**Supplied material**
— Start —
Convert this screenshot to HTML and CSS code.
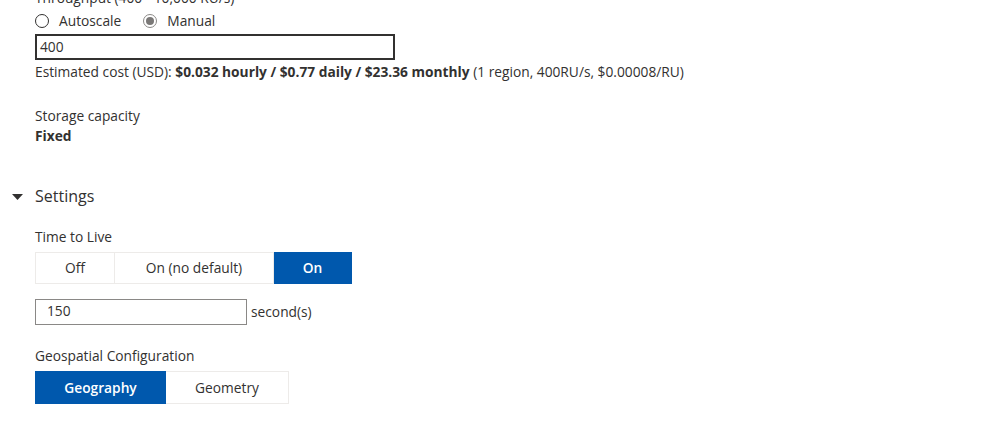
FILE: index.html
```html
<!DOCTYPE html>
<html>
<head>
<meta charset="utf-8">
<link rel="stylesheet" href="styles.css">
</head>
<body>
<div class="page">
  <div class="section">
    <div class="label top-label">Throughput (400 - 10,000 RU/s)</div>
    <div class="radio-row">
      <label class="radio"><span class="circle"></span><span>Autoscale</span></label>
      <label class="radio"><span class="circle checked"></span><span>Manual</span></label>
    </div>
    <div class="text-input wide focused">400</div>
    <div class="cost">Estimated cost (USD): <b>$0.032 hourly / $0.77 daily / $23.36 monthly</b> (1 region, 400RU/s, $0.00008/RU)</div>
    <div class="label storage">Storage capacity</div>
    <div class="value">Fixed</div>
  </div>

  <div class="settings-header">
    <svg class="caret" width="11" height="6" viewBox="0 0 11 6"><path d="M0 0 L11 0 L5.5 6 Z" fill="#323130"/></svg>
    <span>Settings</span>
  </div>

  <div class="section">
    <div class="label ttl">Time to Live</div>
    <div class="btn-group">
      <div class="btn w-off">Off</div>
      <div class="btn w-nodef">On (no default)</div>
      <div class="btn w-on selected">On</div>
    </div>
    <div class="seconds-row">
      <div class="text-input small">150</div>
      <span class="unit">second(s)</span>
    </div>
    <div class="label geo">Geospatial Configuration</div>
    <div class="btn-group">
      <div class="btn w-geog selected">Geography</div>
      <div class="btn w-geom">Geometry</div>
    </div>
  </div>
</div>
</body>
</html>
```

FILE: styles.css
```css
html, body {
  margin: 0;
  padding: 0;
  background: #ffffff;
}
body {
  font-family: "Segoe UI", "Open Sans", "Noto Sans", sans-serif;
  font-size: 13.75px;
  color: #323130;
  overflow: hidden;
}
.page {
  padding-left: 12px;
}
.section {
  padding-left: 23px;
  display: flex;
  flex-direction: column;
  align-items: flex-start;
}
.label {
  line-height: 20px;
  color: #323130;
}
.top-label {
  margin-top: -12px;
  margin-bottom: 3px;
}
.radio-row {
  display: flex;
  height: 20px;
  align-items: center;
  gap: 22px;
}
.radio {
  display: flex;
  align-items: center;
  gap: 10px;
  line-height: 20px;
}
.circle {
  width: 12px;
  height: 12px;
  border: 1px solid #323130;
  border-radius: 50%;
  box-sizing: content-box;
  position: relative;
}
.circle.checked {
  border-color: #8a8886;
}
.circle.checked::after {
  content: "";
  position: absolute;
  left: 2px;
  top: 2px;
  width: 8px;
  height: 8px;
  border-radius: 50%;
  background: #7a7877;
}
.text-input {
  box-sizing: border-box;
  height: 26px;
  line-height: 22px;
  border: 1px solid #8a8886;
  padding: 0 11px;
  background: #fff;
  color: #323130;
}
.text-input.wide {
  width: 360px;
  margin-top: 3px;
  padding-left: 4px;
}
.text-input.focused {
  border: 2px solid #323130;
  padding-left: 3px;
}
.cost {
  line-height: 20px;
  margin-top: 2px;
  white-space: nowrap;
}
.cost b {
  font-weight: 700;
}
.storage {
  margin-top: 24px;
}
.value {
  font-weight: 700;
  line-height: 20px;
}
.settings-header {
  display: flex;
  align-items: center;
  gap: 12px;
  margin-top: 39px;
  height: 22px;
  font-size: 16px;
}
.caret {
  display: block;
  margin-top: 1px;
}
.ttl {
  margin-top: 20px;
}
.btn-group {
  display: flex;
  margin-top: 5px;
}
.btn {
  box-sizing: border-box;
  height: 32px;
  line-height: 30px;
  border: 1px solid #edebe9;
  text-align: center;
  background: #fff;
  color: #323130;
}
.btn + .btn {
  border-left: none;
}
.btn.selected {
  background: #0058ad;
  border-color: #0058ad;
  color: #ffffff;
  font-weight: 600;
}
.w-off { width: 80px; }
.w-nodef { width: 159px; }
.w-on { width: 78px; }
.w-geog { width: 131px; }
.w-geom { width: 123px; }
.btn-group:last-child .btn {
  height: 33px;
  line-height: 31px;
}
.seconds-row {
  display: flex;
  align-items: center;
  gap: 4px;
  margin-top: 15px;
}
.text-input.small {
  width: 212px;
}
.unit {
  line-height: 20px;
}
.geo {
  margin-top: 21px;
}
```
— End —
**Prompt**
Quote everything in the listing above exactly; pictures are the only thing to omit.

**In response**
Convert this screenshot to HTML and CSS code.
FILE: index.html
```html
<!DOCTYPE html>
<html>
<head>
<meta charset="utf-8">
<link rel="stylesheet" href="styles.css">
</head>
<body>
<div class="page">
  <div class="section">
    <div class="label top-label">Throughput (400 - 10,000 RU/s)</div>
    <div class="radio-row">
      <label class="radio"><span class="circle"></span><span>Autoscale</span></label>
      <label class="radio"><span class="circle checked"></span><span>Manual</span></label>
    </div>
    <div class="text-input wide focused">400</div>
    <div class="cost">Estimated cost (USD): <b>$0.032 hourly / $0.77 daily / $23.36 monthly</b> (1 region, 400RU/s, $0.00008/RU)</div>
    <div class="label storage">Storage capacity</div>
    <div class="value">Fixed</div>
  </div>

  <div class="settings-header">
    <svg class="caret" width="11" height="6" viewBox="0 0 11 6"><path d="M0 0 L11 0 L5.5 6 Z" fill="#323130"/></svg>
    <span>Settings</span>
  </div>

  <div class="section">
    <div class="label ttl">Time to Live</div>
    <div class="btn-group">
      <div class="btn w-off">Off</div>
      <div class="btn w-nodef">On (no default)</div>
      <div class="btn w-on selected">On</div>
    </div>
    <div class="seconds-row">
      <div class="text-input small">150</div>
      <span class="unit">second(s)</span>
    </div>
    <div class="label geo">Geospatial Configuration</div>
    <div class="btn-group">
      <div class="btn w-geog selected">Geography</div>
      <div class="btn w-geom">Geometry</div>
    </div>
  </div>
</div>
</body>
</html>
```

FILE: styles.css
```css
html, body {
  margin: 0;
  padding: 0;
  background: #ffffff;
}
body {
  font-family: "Segoe UI", "Open Sans", "Noto Sans", sans-serif;
  font-size: 13.75px;
  color: #323130;
  overflow: hidden;
}
.page {
  padding-left: 12px;
}
.section {
  padding-left: 23px;
  display: flex;
  flex-direction: column;
  align-items: flex-start;
}
.label {
  line-height: 20px;
  color: #323130;
}
.top-label {
  margin-top: -12px;
  margin-bottom: 3px;
}
.radio-row {
  display: flex;
  height: 20px;
  align-items: center;
  gap: 22px;
}
.radio {
  display: flex;
  align-items: center;
  gap: 10px;
  line-height: 20px;
}
.circle {
  width: 12px;
  height: 12px;
  border: 1px solid #323130;
  border-radius: 50%;
  box-sizing: content-box;
  position: relative;
}
.circle.checked {
  border-color: #8a8886;
}
.circle.checked::after {
  content: "";
  position: absolute;
  left: 2px;
  top: 2px;
  width: 8px;
  height: 8px;
  border-radius: 50%;
  background: #7a7877;
}
.text-input {
  box-sizing: border-box;
  height: 26px;
  line-height: 22px;
  border: 1px solid #8a8886;
  padding: 0 11px;
  background: #fff;
  color: #323130;
}
.text-input.wide {
  width: 360px;
  margin-top: 3px;
  padding-left: 4px;
}
.text-input.focused {
  border: 2px solid #323130;
  padding-left: 3px;
}
.cost {
  line-height: 20px;
  margin-top: 2px;
  white-space: nowrap;
}
.cost b {
  font-weight: 700;
}
.storage {
  margin-top: 24px;
}
.value {
  font-weight: 700;
  line-height: 20px;
}
.settings-header {
  display: flex;
  align-items: center;
  gap: 12px;
  margin-top: 39px;
  height: 22px;
  font-size: 16px;
}
.caret {
  display: block;
  margin-top: 1px;
}
.ttl {
  margin-top: 20px;
}
.btn-group {
  display: flex;
  margin-top: 5px;
}
.btn {
  box-sizing: border-box;
  height: 32px;
  line-height: 30px;
  border: 1px solid #edebe9;
  text-align: center;
  background: #fff;
  color: #323130;
}
.btn + .btn {
  border-left: none;
}
.btn.selected {
  background: #0058ad;
  border-color: #0058ad;
  color: #ffffff;
  font-weight: 600;
}
.w-off { width: 80px; }
.w-nodef { width: 159px; }
.w-on { width: 78px; }
.w-geog { width: 131px; }
.w-geom { width: 123px; }
.btn-group:last-child .btn {
  height: 33px;
  line-height: 31px;
}
.seconds-row {
  display: flex;
  align-items: center;
  gap: 4px;
  margin-top: 15px;
}
.text-input.small {
  width: 212px;
}
.unit {
  line-height: 20px;
}
.geo {
  margin-top: 21px;
}
```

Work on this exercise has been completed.